§ GOAL: Please list all lines of the material below in which the string "What" occurs.

§ DATA EXCERPT:
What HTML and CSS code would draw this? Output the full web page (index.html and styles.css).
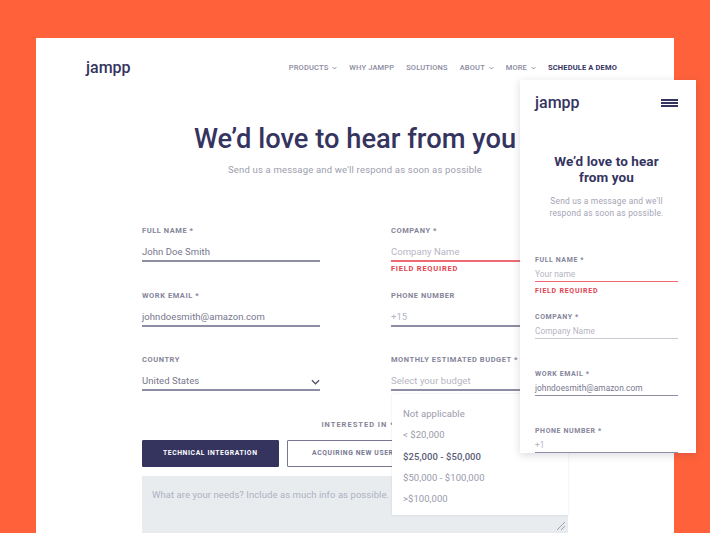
FILE: index.html
```html
<!DOCTYPE html>
<html lang="en">
<head>
<meta charset="UTF-8" />
<meta name="viewport" content="width=device-width, initial-scale=1" />
<title>Jampp - Contact</title>
<link rel="stylesheet" href="styles.css">
</head>
<body>
  <main class="desktop">
    <header class="topbar">
      <div class="logo">jampp</div>
      <nav class="nav">
        <a>PRODUCTS <svg class="caret" viewBox="0 0 8 5"><path d="M1 1l3 3 3-3" /></svg></a>
        <a>WHY JAMPP</a>
        <a>SOLUTIONS</a>
        <a>ABOUT <svg class="caret" viewBox="0 0 8 5"><path d="M1 1l3 3 3-3" /></svg></a>
        <a>MORE <svg class="caret" viewBox="0 0 8 5"><path d="M1 1l3 3 3-3" /></svg></a>
        <a class="nav-demo">SCHEDULE A DEMO</a>
      </nav>
    </header>

    <h1>We’d love to hear from you</h1>
    <p class="lead">Send us a message and we'll respond as soon as possible</p>

    <form class="form">
      <div class="field">
        <label>FULL NAME *</label>
        <div class="input filled">John Doe Smith</div>
      </div>
      <div class="field">
        <label>COMPANY *</label>
        <div class="input error">Company Name</div>
        <div class="error-text">FIELD REQUIRED</div>
      </div>
      <div class="field">
        <label>WORK EMAIL *</label>
        <div class="input filled">johndoesmith@amazon.com</div>
      </div>
      <div class="field">
        <label>PHONE NUMBER</label>
        <div class="input">+15</div>
      </div>
      <div class="field">
        <label>COUNTRY</label>
        <div class="input filled select">United States
          <svg class="select-caret" viewBox="0 0 10 6"><path d="M1 1l4 4 4-4" /></svg>
        </div>
      </div>
      <div class="field">
        <label>MONTHLY ESTIMATED BUDGET *</label>
        <div class="input">Select your budget</div>
        <ul class="dropdown">
          <li>Not applicable</li>
          <li>&lt; $20,000</li>
          <li class="active">$25,000 - $50,000</li>
          <li>$50,000 - $100,000</li>
          <li>&gt;$100,000</li>
        </ul>
      </div>

      <div class="interest">INTERESTED IN *</div>
      <div class="choices">
        <button type="button" class="choice selected">TECHNICAL INTEGRATION</button>
        <button type="button" class="choice">ACQUIRING NEW USERS</button>
      </div>
      <div class="needs">What are your needs? Include as much info as possible.
        <svg class="grip" viewBox="0 0 10 10"><path d="M1 9l8-8M5 9l4-4" /></svg>
      </div>
    </form>
  </main>

  <aside class="mobile">
    <div class="mobile-top">
      <div class="logo">jampp</div>
      <div class="burger"><span></span><span></span><span></span></div>
    </div>
    <h2>We’d love to hear<br>from you</h2>
    <p class="mobile-lead">Send us a message and we'll<br>respond as soon as possible.</p>
    <div class="mobile-fields">
      <div class="mobile-field">
        <label>FULL NAME *</label>
        <div class="input error">Your name</div>
        <div class="error-text">FIELD REQUIRED</div>
      </div>
      <div class="mobile-field">
        <label>COMPANY *</label>
        <div class="input pale">Company Name</div>
      </div>
      <div class="mobile-field">
        <label>WORK EMAIL *</label>
        <div class="input filled">johndoesmith@amazon.com</div>
      </div>
      <div class="mobile-field">
        <label>PHONE NUMBER *</label>
        <div class="input">+1</div>
      </div>
    </div>
  </aside>
</body>
</html>
```

FILE: styles.css
```css
:root {
  --orange: #ff623a;
  --navy: #35345f;
  --grey: #8f8fa3;
  --label: #85859a;
  --line: #8d8da3;
  --red: #e0434f;
}
html, body {
  height: 100%;
}
body {
  margin: 0;
  height: 533px;
  overflow: hidden;
  position: relative;
  background-color: var(--orange);
  font-family: Roboto, "Liberation Sans", sans-serif;
  color: var(--grey);
}
.desktop {
  margin: 38px 36px 0;
  height: 495px;
  background: white;
  overflow: hidden;
}
.topbar {
  display: flex;
  justify-content: space-between;
  align-items: center;
  padding: 19.5px 57px 0 50px;
  height: 20px;
}
.logo {
  font-size: 16px;
  font-weight: 500;
  line-height: 20px;
  color: var(--navy);
}
.nav {
  display: flex;
  gap: 12px;
  font-size: 7.5px;
  font-weight: 500;
  letter-spacing: 0.15px;
  color: #8a8a9e;
}
.nav-demo {
  color: var(--navy);
  font-weight: 700;
}
.caret {
  width: 5px;
  height: 4px;
  margin-left: 2px;
  fill: none;
  stroke: #77778f;
  stroke-width: 1.3;
}
h1 {
  margin: 43.5px 0 0;
  text-align: center;
  font-size: 27.3px;
  line-height: 36px;
  font-weight: 500;
  color: var(--navy);
}
.lead {
  margin: 6px 0 0;
  text-align: center;
  font-size: 9.5px;
  line-height: 14px;
  letter-spacing: 0.18px;
  color: #9d9dae;
}
.form {
  position: relative;
  display: grid;
  grid-template-columns: 178px 177px;
  column-gap: 71px;
  margin: 49px 0 0 106px;
  width: 426px;
}
.field {
  position: relative;
  height: 64.5px;
}
label {
  display: block;
  font-size: 7.5px;
  line-height: 10px;
  font-weight: 700;
  letter-spacing: 0.55px;
  color: var(--label);
}
.input {
  margin-top: 10px;
  height: 16px;
  line-height: 12px;
  padding-bottom: 1px;
  box-sizing: border-box;
  border-bottom: 2px solid var(--line);
  font-size: 9.5px;
  letter-spacing: 0.06px;
  color: #b5b5c2;
  position: relative;
}
.filled {
  color: #76768d;
}
.error {
  border-bottom-color: #ef6a72;
}
.pale {
  border-bottom-color: #c9c9d4;
}
.error-text {
  margin-top: 2px;
  font-size: 7.5px;
  line-height: 10px;
  font-weight: 700;
  letter-spacing: 0.75px;
  color: var(--red);
}
.select-caret {
  position: absolute;
  right: 0;
  top: 4px;
  width: 9px;
  height: 6px;
  fill: none;
  stroke: #55556f;
  stroke-width: 1.5;
}
.dropdown {
  position: absolute;
  z-index: 2;
  left: 1px;
  top: 39px;
  width: 176px;
  height: 121px;
  box-sizing: border-box;
  margin: 0;
  padding: 9px 0 0 11px;
  list-style: none;
  background: white;
  box-shadow: 0 0 2px rgba(50, 50, 90, 0.12);
  font-size: 9.5px;
  line-height: 21.3px;
  letter-spacing: 0.06px;
  color: #9a9aab;
}
.dropdown .active {
  color: #5c5c78;
  font-weight: 500;
}
.interest {
  grid-column: span 2;
  padding-left: 6px;
  text-align: center;
  font-size: 7.5px;
  line-height: 10px;
  font-weight: 700;
  letter-spacing: 1px;
  color: var(--label);
}
.choices {
  grid-column: span 2;
  display: flex;
  gap: 8.5px;
  margin-top: 10px;
}
.choice {
  width: 136.5px;
  height: 27px;
  padding: 0;
  border: 1px solid #77778f;
  border-radius: 1px;
  background: white;
  font-family: inherit;
  font-size: 6.8px;
  font-weight: 700;
  letter-spacing: 0.6px;
  color: #77778f;
}
.selected {
  background: var(--navy);
  border-color: var(--navy);
  color: white;
}
.needs {
  grid-column: span 2;
  position: relative;
  margin-top: 9px;
  height: 90px;
  box-sizing: border-box;
  padding: 12px 10px;
  background: #e8ecef;
  font-size: 9.5px;
  line-height: 14px;
  letter-spacing: 0.06px;
  color: #aeb1bf;
}
.grip {
  position: absolute;
  right: 2px;
  top: 45px;
  width: 10px;
  height: 10px;
  fill: none;
  stroke: #8d8d9f;
  stroke-width: 0.8;
}
.mobile {
  position: absolute;
  z-index: 3;
  left: 520px;
  top: 80px;
  width: 176px;
  height: 373px;
  box-sizing: border-box;
  padding: 0 18px 0 15px;
  background: white;
  box-shadow: 0 2px 8px rgba(50, 50, 90, 0.18);
  overflow: hidden;
}
.mobile-top {
  display: flex;
  justify-content: space-between;
  align-items: center;
  height: 20px;
  margin-top: 13px;
}
.burger {
  display: flex;
  flex-direction: column;
  gap: 1.5px;
  width: 17px;
}
.burger span {
  height: 1.5px;
  background: var(--navy);
}
h2 {
  margin: 40px 0 0;
  text-align: center;
  font-size: 13.5px;
  line-height: 16px;
  font-weight: 700;
  letter-spacing: 0.1px;
  color: var(--navy);
}
.mobile-lead {
  margin: 9.5px 0 0;
  text-align: center;
  font-size: 8.4px;
  line-height: 12.2px;
  letter-spacing: 0.2px;
  color: #a4a4b4;
}
.mobile-fields {
  margin-top: 36px;
}
.mobile-field {
  height: 57px;
}
.mobile-field label {
  letter-spacing: 0.6px;
  font-size: 7px;
}
.mobile-field .input {
  margin-top: 3px;
  font-size: 8.3px;
  height: 14px;
  line-height: 12px;
  border-bottom-width: 1.5px;
}
.mobile-field .error-text {
  margin-top: 4px;
  font-size: 7px;
}
```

§ EXPECTED ANSWER:
What HTML and CSS code would draw this? Output the full web page (index.html and styles.css).
      <div class="needs">What are your needs? Include as much info as possible.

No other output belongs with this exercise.